Verurteilter Mainzer kommt nach 53 Jahren aus dem Gefängnis frei

Verurteilter Mainzer kommt nach 53 Jahren aus dem Gefängnis frei

Koblenz, Diez (epd). Nach rekordverdächtigen 53 Jahren im Gefängnis ist der wegen eines Doppelmordes verurteilte Mainzer Klaus Bräunig auf Bewährung aus der Haft entlassen worden. Das Landgericht Koblenz bestätigte am Mittwoch, dass eine entsprechende Entscheidung der Strafvollstreckungskammer rechtskräftig sei. Der mittlerweile 79-Jährige hatte seine lebenslange Haftstrafe zuletzt im offenen Vollzug in der Justizvollzugsanstalt Diez abgesessen. Er bestreitet bis heute, der Mörder einer Mainzer Kinderärztin und ihrer 17-jährigen Tochter gewesen zu sein, die im April 1970 in ihrem Bungalow getötet worden waren.

Der Hilfsarbeiter war nach dem Doppelmord festgenommen worden, als er dabei erwischt wurde, wie er Frauen durch Fenster beim Ausziehen beobachtete. Bei anschließenden Verhören ohne Anwesenheit eines Anwalts gestand er dreimal, er habe die beiden Frauen getötet, widerrief die Geständnisse jedoch im Anschluss wieder. Obwohl es keine weiteren Indizien für Bräunigs Täterschaft oder entsprechende Spuren am Tatort gab, wurde er 1972 wegen zweifachen Mordes zu lebenslanger Haft verurteilt.

In der Vergangenheit waren verschiedene Anläufe auf vorzeitige Entlassung aus der Haft immer wieder von Gerichten abgelehnt worden - unter anderem, weil Bräunig weiter auf seine Unschuld pochte und somit nach Überzeugung der Richter keine Reue zeigte. Der Fall sorgte in den vergangenen Jahren immer wieder für mediales Interesse, weil in der Geschichte der Bundesrepublik kaum jemand eine derart langwierige Haftstrafe abgesessen hat.

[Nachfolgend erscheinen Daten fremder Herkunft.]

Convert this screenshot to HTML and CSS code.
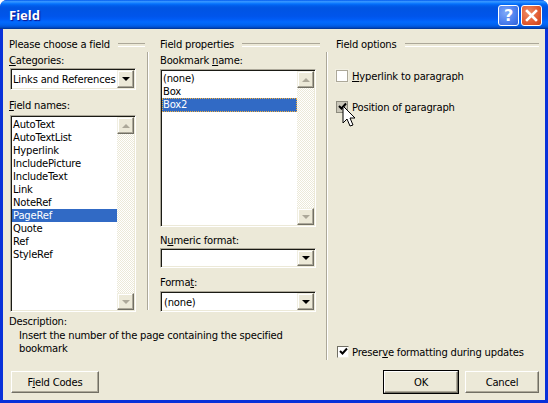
FILE: index.html
```html
<!DOCTYPE html>
<html lang="en">
<head>
    <meta charset="UTF-8">
    <title>Field</title>
    <link rel="stylesheet" href="styles.css">
</head>
<body>
    <div class="window">
        <div class="titlebar">
            <span class="title">Field</span>
            <div class="title-buttons">
                <span class="title-btn help">?</span>
                <span class="title-btn close">
                    <svg width="13" height="13" viewBox="0 0 13 13"><path d="M2 2L11 11M11 2L2 11" stroke="#fff" stroke-width="2.6" stroke-linecap="square"/></svg>
                </span>
            </div>
        </div>

        <div class="content">
            <div class="panels">
                <div class="left">
                    <div class="fields">
                        <div class="col col-choose">
                            <div class="heading"><span>Please choose a field</span></div>
                            <label class="label first"><u>C</u>ategories:</label>
                            <div class="combo combo-tall">
                                <span class="combo-value">Links and References</span>
                                <span class="sb-btn"><i class="arrow-down"></i></span>
                            </div>
                            <label class="label names-label"><u>F</u>ield names:</label>
                            <div class="listbox names-list">
                                <ul class="items">
                                    <li>AutoText</li>
                                    <li>AutoTextList</li>
                                    <li>Hyperlink</li>
                                    <li>IncludePicture</li>
                                    <li>IncludeText</li>
                                    <li>Link</li>
                                    <li>NoteRef</li>
                                    <li class="selected">PageRef</li>
                                    <li>Quote</li>
                                    <li>Ref</li>
                                    <li>StyleRef</li>
                                </ul>
                                <div class="scrollbar">
                                    <span class="sb-btn"><i class="arrow-up"></i></span>
                                    <span class="sb-btn"><i class="arrow-down-off"></i></span>
                                </div>
                            </div>
                        </div>
                        <div class="sep sep-short"></div>
                        <div class="col col-props">
                            <div class="heading"><span>Field properties</span></div>
                            <label class="label first">Bookmark <u>n</u>ame:</label>
                            <div class="listbox bookmark-list">
                                <ul class="items">
                                    <li>(none)</li>
                                    <li>Box</li>
                                    <li class="selected focused">Box2</li>
                                </ul>
                                <div class="scrollbar">
                                    <span class="sb-btn"><i class="arrow-up"></i></span>
                                    <span class="sb-btn"><i class="arrow-down-off"></i></span>
                                </div>
                            </div>
                            <label class="label numeric-label">N<u>u</u>meric format:</label>
                            <div class="combo combo-numeric">
                                <span class="combo-value"></span>
                                <span class="sb-btn"><i class="arrow-down"></i></span>
                            </div>
                            <label class="label format-label">Forma<u>t</u>:</label>
                            <div class="combo combo-format">
                                <span class="combo-value">(none)</span>
                                <span class="sb-btn"><i class="arrow-down"></i></span>
                            </div>
                        </div>
                    </div>
                    <div class="description">
                        <div>Description:</div>
                        <p>Insert the number of the page containing the specified bookmark</p>
                    </div>
                </div>
                <div class="sep sep-tall"></div>
                <div class="col col-options">
                    <div class="heading"><span>Field options</span></div>
                    <div class="check-row row-one">
                        <span class="checkbox hot"></span>
                        <span class="check-text"><u>H</u>yperlink to paragraph</span>
                    </div>
                    <div class="check-row row-two">
                        <span class="checkbox pressed">
                            <svg width="9" height="9" viewBox="0 0 9 9"><path d="M1 4L3.5 6.5L8 1.5" fill="none" stroke="#000" stroke-width="2"/></svg>
                        </span>
                        <span class="check-text">Position of <u>p</u>aragraph</span>
                    </div>
                    <div class="check-row row-three">
                        <span class="checkbox">
                            <svg width="9" height="9" viewBox="0 0 9 9"><path d="M1 4L3.5 6.5L8 1.5" fill="none" stroke="#000" stroke-width="2"/></svg>
                        </span>
                        <span class="check-text">Preser<u>v</u>e formatting during updates</span>
                    </div>
                </div>
            </div>

            <div class="footer">
                <button class="btn btn-codes">F<u>i</u>eld Codes</button>
                <div class="footer-right">
                    <button class="btn default">OK</button>
                    <button class="btn">Cancel</button>
                </div>
            </div>
        </div>

        <svg class="cursor" width="14" height="24" viewBox="0 0 14 24"><path d="M1 1V18L5 14L8 21L11 20L8 13H13Z" fill="#fff" stroke="#000" stroke-width="1"/></svg>
    </div>
</body>
</html>
```

FILE: styles.css
```css
* {
    margin: 0;
    padding: 0;
    box-sizing: border-box;
}

body {
    font-family: 'DejaVu Sans', Tahoma, sans-serif;
    font-size: 10px;
    letter-spacing: -0.2px;
    line-height: 13px;
    color: #000;
    background: #fff;
}

.window {
    position: relative;
    width: 548px;
    height: 403px;
    display: flex;
    flex-direction: column;
    background: #0831d9;
    border-radius: 7px 7px 0 0;
    overflow: hidden;
}

.titlebar {
    height: 29px;
    flex: none;
    display: flex;
    justify-content: space-between;
    padding: 5px 6px 0 9px;
    background: linear-gradient(180deg, #0058ee 0%, #3593ff 5%, #288eff 8%, #127dff 11%, #036ffc 14%, #0262ee 18%, #0057e5 24%, #0054e3 30%, #0055eb 56%, #005bf5 66%, #026afe 76%, #0062ef 86%, #0052d6 93%, #0040ab 97%, #003092 100%);
}

.title {
    color: #fff;
    font-family: 'Noto Sans', sans-serif;
    font-size: 13px;
    font-weight: bold;
    letter-spacing: 0;
    line-height: 20px;
    text-shadow: 1px 1px 1px #0f1089;
}

.title-buttons {
    display: flex;
    gap: 2px;
}

.title-btn {
    width: 21px;
    height: 21px;
    display: flex;
    align-items: center;
    justify-content: center;
    border: 1px solid #fff;
    border-radius: 3px;
    color: #fff;
    font-size: 16px;
    font-weight: bold;
}

.help {
    background: radial-gradient(circle at 35% 35%, #7fa8f8 0%, #4a7ded 60%, #2f5fd6 100%);
}

.close {
    background: radial-gradient(circle at 35% 35%, #ee8e68 0%, #e15a30 60%, #c63f16 100%);
}

.content {
    flex: 1;
    margin: 0 3px 3px;
    padding: 8px 6px 0;
    background: #ece9d8;
    display: flex;
    flex-direction: column;
}

.panels {
    display: flex;
    height: 326px;
}

.left {
    width: 311px;
    flex: none;
}

.fields {
    display: flex;
    height: 275px;
}

.col {
    display: flex;
    flex-direction: column;
}

.col-choose {
    width: 136px;
}

.col-props {
    width: 160px;
}

.col-options {
    width: 203px;
}

.heading {
    display: flex;
    gap: 8px;
    height: 13px;
    white-space: nowrap;
}

.heading span {
    padding-top: 1px;
}

.heading::after {
    content: "";
    flex: 1;
    height: 2px;
    margin-top: 6px;
    border-top: 1px solid #aca899;
    border-bottom: 1px solid #fff;
}

.sep {
    width: 2px;
    flex: none;
    margin-top: 15px;
    border-left: 1px solid #aca899;
    border-right: 1px solid #fff;
}

.sep-short {
    height: 258px;
    margin-left: 2px;
    margin-right: 11px;
}

.sep-tall {
    height: 308px;
    margin-left: 6px;
    margin-right: 8px;
}

.label {
    display: block;
    height: 13px;
}

.label.first {
    margin-top: 4px;
}

.names-label {
    margin-top: 9px;
}

.numeric-label {
    margin-top: 7px;
}

.format-label {
    margin-top: 8px;
}

.combo,
.listbox {
    display: flex;
    background: #fff;
    border: 1px solid;
    border-color: #aca899 #fff #fff #aca899;
    box-shadow: inset 1px 1px 0 #1a1a14, inset -1px -1px 0 #ece9d8;
}

.combo {
    align-items: stretch;
    justify-content: space-between;
    padding: 1px 1px 1px 0;
}

.combo-tall {
    width: 126px;
    height: 22px;
    margin: 1px 0 0 1px;
}

.combo-numeric {
    width: 156px;
    height: 20px;
    margin-top: 1px;
}

.combo-format {
    width: 156px;
    height: 21px;
    margin-top: 2px;
}

.combo-value {
    padding: 3px 0 0 3px;
    white-space: nowrap;
}

.combo-tall .combo-value {
    padding-left: 2px;
}

.sb-btn {
    width: 17px;
    height: 17px;
    flex: none;
    display: flex;
    align-items: center;
    justify-content: center;
    background: #ece9d8;
    border: 1px solid;
    border-color: #f1efe2 #716f64 #716f64 #f1efe2;
    box-shadow: inset -1px -1px 0 #aca899, inset 1px 1px 0 #fff;
}

.combo .sb-btn {
    height: auto;
}

.arrow-down,
.arrow-down-off,
.arrow-up {
    width: 0;
    height: 0;
    border-left: 4px solid transparent;
    border-right: 4px solid transparent;
}

.arrow-down {
    border-top: 4px solid #000;
}

.arrow-down-off {
    border-top: 4px solid #aca899;
}

.arrow-up {
    border-bottom: 4px solid #aca899;
}

.names-list {
    width: 126px;
    height: 197px;
    margin: 3px 0 0 1px;
    padding: 1px 1px 1px 0;
}

.bookmark-list {
    width: 156px;
    height: 158px;
    margin-top: 2px;
    padding: 1px 1px 1px 0;
}

.items {
    flex: 1;
    min-width: 0;
    list-style: none;
    padding: 1px 0 0 1px;
}

.items li {
    height: 13px;
    padding-left: 1px;
    white-space: nowrap;
}

.items .selected {
    background: #316ac5;
    color: #fff;
}

.items .focused {
    height: 14px;
    outline: 1px dotted #f0b040;
    outline-offset: -1px;
}

.scrollbar {
    width: 17px;
    flex: none;
    display: flex;
    flex-direction: column;
    justify-content: space-between;
    background: repeating-conic-gradient(#fff 0 25%, #ece9d8 0 50%) 0 0 / 2px 2px;
}

.description {
    margin-top: 3px;
}

.description p {
    padding-left: 10px;
    width: 300px;
    margin-top: 1px;
}

.check-row {
    display: flex;
    align-items: center;
    gap: 4px;
    height: 13px;
    white-space: nowrap;
}

.check-text {
    padding-top: 1px;
}

.row-one {
    margin-top: 19px;
}

.row-two {
    margin-top: 18px;
}

.row-three {
    margin-top: auto;
    margin-bottom: 5px;
    margin-left: 1px;
    gap: 3px;
}

.checkbox {
    width: 12px;
    height: 12px;
    flex: none;
    display: flex;
    align-items: center;
    justify-content: center;
    background: #fff;
    border: 1px solid #716f64;
    border-right-color: #f1efe2;
    border-bottom-color: #f1efe2;
}

.checkbox.hot {
    border-color: #aca899;
    box-shadow: 0 0 0 1px #f1efe2;
}

.checkbox.pressed {
    background: #c9c6b8;
    border-color: #8d8b7e;
}

.footer {
    display: flex;
    justify-content: space-between;
    margin-top: 8px;
    padding-left: 2px;
}

.footer-right {
    display: flex;
    gap: 7px;
}

.btn {
    width: 74px;
    height: 22px;
    font: inherit;
    letter-spacing: inherit;
    color: #000;
    background: #ece9d8;
    border: 1px solid;
    border-color: #fff #716f64 #716f64 #fff;
    box-shadow: inset -1px -1px 0 #aca899;
}

.btn-codes {
    width: 88px;
}

.btn.default {
    outline: 1px solid #000;
}

.cursor {
    position: absolute;
    left: 342px;
    top: 105px;
}
```
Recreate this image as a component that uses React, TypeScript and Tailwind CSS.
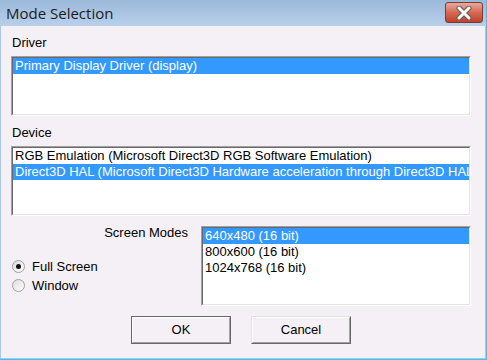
const listFont = { fontFamily: '"Liberation Sans", Arial, sans-serif' };

interface ListBoxProps {
  items: string[];
  selected: number;
  className: string;
}

function ListBox({ items, selected, className }: ListBoxProps) {
  return (
    <div className={`border-t border-l border-[#a0a0a0] border-r border-b border-r-white border-b-white ${className}`}>
      <div className="h-full border-t border-l border-[#696969] border-r border-b border-r-[#e3e3e3] border-b-[#e3e3e3] bg-white overflow-hidden">
        {items.map((item, i) => (
          <div
            key={item}
            className={`h-[16px] leading-[16px] pl-[2px] whitespace-nowrap text-[13px] ${
              i === selected ? 'bg-[#3399ff] text-white' : 'text-black'
            }`}
          >
            {item}
          </div>
        ))}
      </div>
    </div>
  );
}

function Radio({ checked, label, id }: { checked: boolean; label: string; id: string }) {
  return (
    <div className="flex items-center h-[19px]">
      <svg width="13" height="13" viewBox="0 0 13 13" className="ml-[1px]">
        <defs>
          <linearGradient id={id} x1="0" y1="0" x2="1" y2="1">
            <stop offset="0" stopColor="#dcdcdc" />
            <stop offset="1" stopColor="#ffffff" />
          </linearGradient>
        </defs>
        <circle cx="6.5" cy="6.5" r="6" fill={`url(#${id})`} stroke="#a0a0a0" strokeWidth="1" />
        {checked && <circle cx="6.5" cy="6.5" r="2.5" fill="#111111" />}
      </svg>
      <span className="ml-[7px] text-[13px] text-black">{label}</span>
    </div>
  );
}

function DialogButton({ label, isDefault }: { label: string; isDefault?: boolean }) {
  if (isDefault) {
    return (
      <div className="w-[100px] h-[28px] border border-[#696969]">
        <div className="h-full border-t border-l border-white border-r border-b border-r-[#a0a0a0] border-b-[#a0a0a0] flex items-center justify-center text-[13px] text-black">
          {label}
        </div>
      </div>
    );
  }
  return (
    <div className="w-[100px] h-[28px] border-t border-l border-[#e3e3e3] border-r border-b border-r-[#696969] border-b-[#696969]">
      <div className="h-full border-t border-l border-white border-r border-b border-r-[#a0a0a0] border-b-[#a0a0a0] flex items-center justify-center text-[13px] text-black">
        {label}
      </div>
    </div>
  );
}

export default function App() {
  return (
    <div className="w-[487px] h-[360px] flex flex-col bg-[#aac7e8] border-r border-b border-[#3ac5ef]">
      <div className="h-[26px] flex items-start bg-gradient-to-b from-[#9cb9da] to-[#b8d0ea]">
        <span
          className="ml-[6px] mt-[3px] text-[15px] leading-[20px] text-[#1b1b1b]"
          style={{ fontFamily: '"Open Sans", "Noto Sans", sans-serif' }}
        >
          Mode Selection
        </span>
        <div className="ml-auto mr-[3px] mt-[2px] w-[38px] h-[21px] rounded-[3px] border border-[#7b3b33] bg-gradient-to-b from-[#e9a99a] via-[#d46a53] to-[#c2402b] flex items-center justify-center">
          <svg width="16" height="14" viewBox="0 0 16 14">
            <path d="M3 2 L13 12 M13 2 L3 12" stroke="#5a5a5a" strokeWidth="5" strokeLinecap="round" />
            <path d="M3 2 L13 12 M13 2 L3 12" stroke="#ffffff" strokeWidth="3" strokeLinecap="round" />
          </svg>
        </div>
      </div>

      <div className="flex-1 ml-[1px] mr-[1px] mb-[1px] bg-[#f5f0f5] pl-[10px] pt-[9px] flex flex-col" style={listFont}>
        <div className="text-[13px] leading-[16px] text-black pl-[1px]">Driver</div>
        <ListBox
          className="mt-[5px] w-[460px] h-[60px]"
          items={['Primary Display Driver (display)']}
          selected={0}
        />

        <div className="mt-[9px] text-[13px] leading-[16px] text-black pl-[1px]">Device</div>
        <ListBox
          className="mt-[5px] w-[460px] h-[70px]"
          items={[
            'RGB Emulation (Microsoft Direct3D RGB Software Emulation)',
            'Direct3D HAL (Microsoft Direct3D Hardware acceleration through Direct3D HAL)',
          ]}
          selected={1}
        />

        <div className="mt-[10px] flex">
          <div className="w-[190px] flex flex-col">
            <div className="-mt-[1px] text-right pr-[13px] text-[13px] leading-[16px] text-black">Screen Modes</div>
            <div className="mt-[16px] flex flex-col">
              <Radio checked label="Full Screen" id="radio-full" />
              <Radio checked={false} label="Window" id="radio-window" />
            </div>
          </div>
          <ListBox
            className="w-[270px] h-[80px]"
            items={['640x480 (16 bit)', '800x600 (16 bit)', '1024x768 (16 bit)']}
            selected={0}
          />
        </div>

        <div className="mt-[10px] flex gap-[20px] pl-[120px]">
          <DialogButton label="OK" isDefault />
          <DialogButton label="Cancel" />
        </div>
      </div>
    </div>
  );
}
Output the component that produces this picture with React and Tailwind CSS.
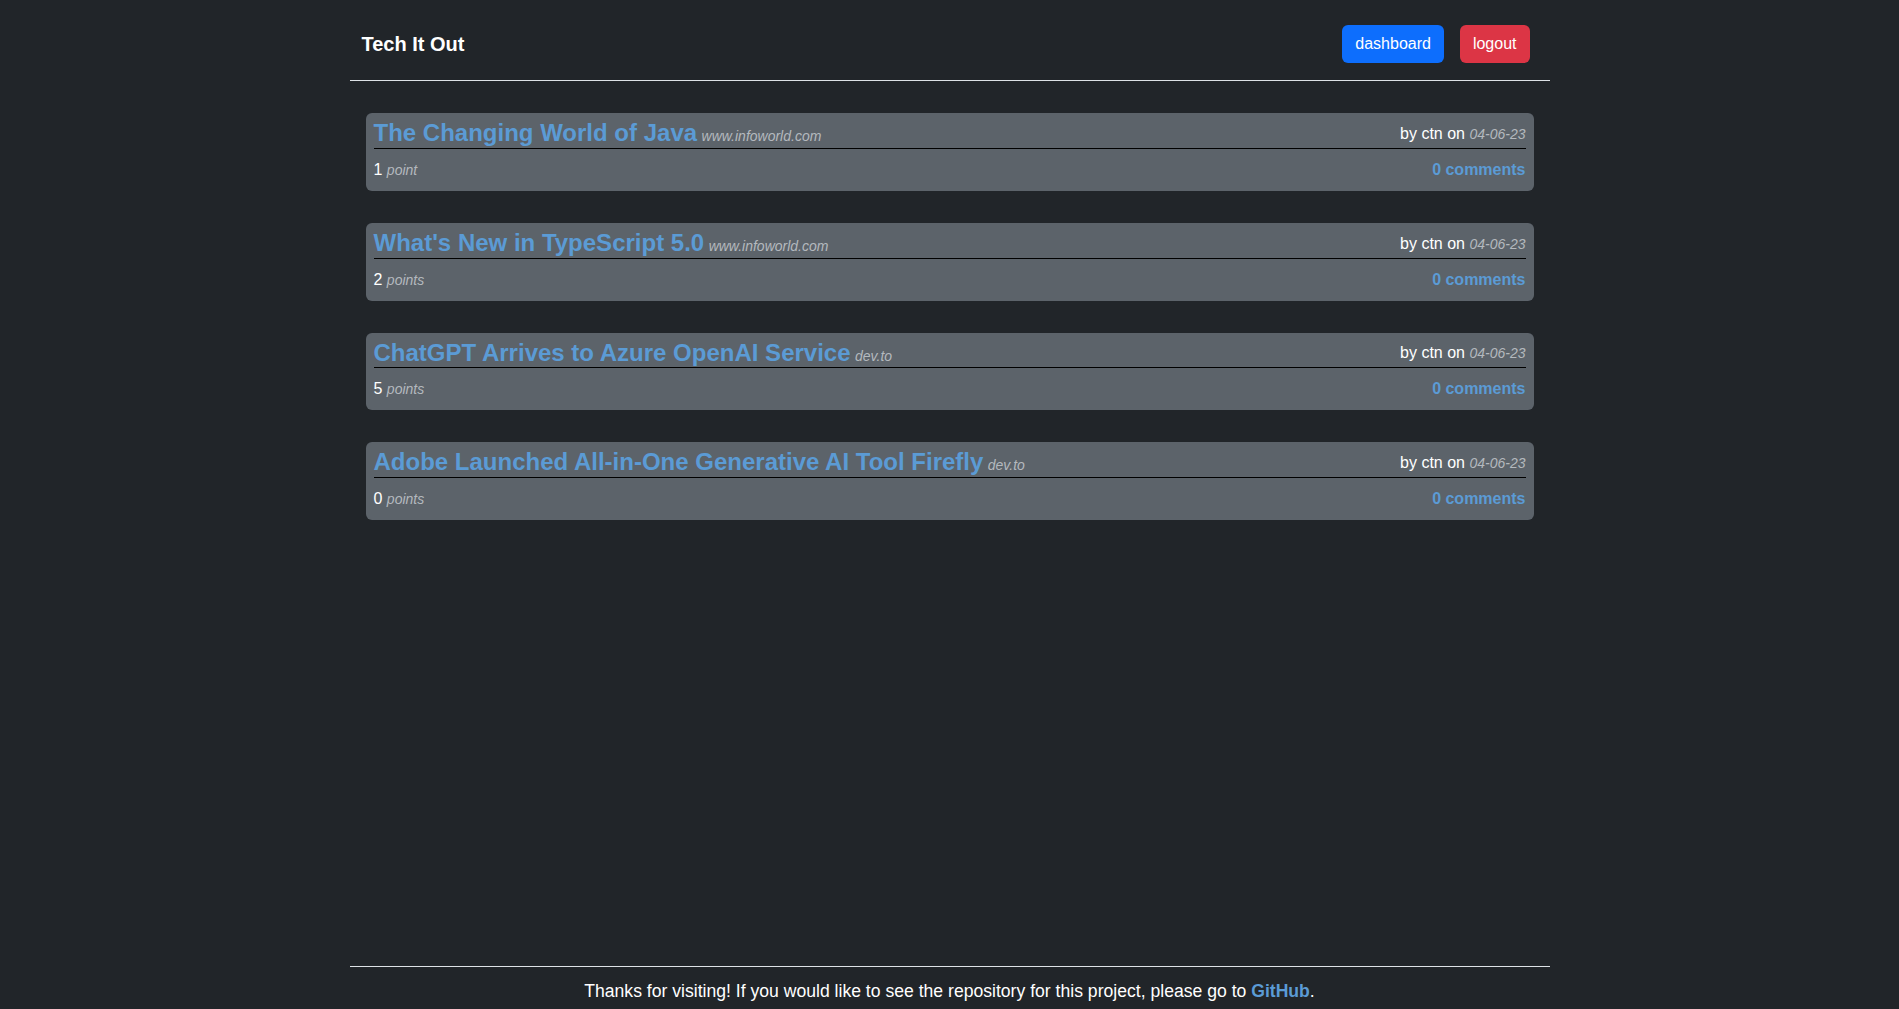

2023 hatte Bräunigs Anwältin Carolin Arnemann schließlich mit einer Beschwerde vor dem Bundesverfassungsgericht Erfolg. Die Ablehnung der Bewährungsanträge sei nicht verhältnismäßig gewesen. Arnemann sagte am Mittwoch dem Evangelischen Pressedienst (epd), sie kämpfe weiter für eine vollständige Rehabilitierung ihres Mandanten: „Diese Bemühungen gehen weiter.“ Die Entlassung auf Bewährung sei unabhängig von einem angestrebten Wiederaufnahmeverfahren erfolgt.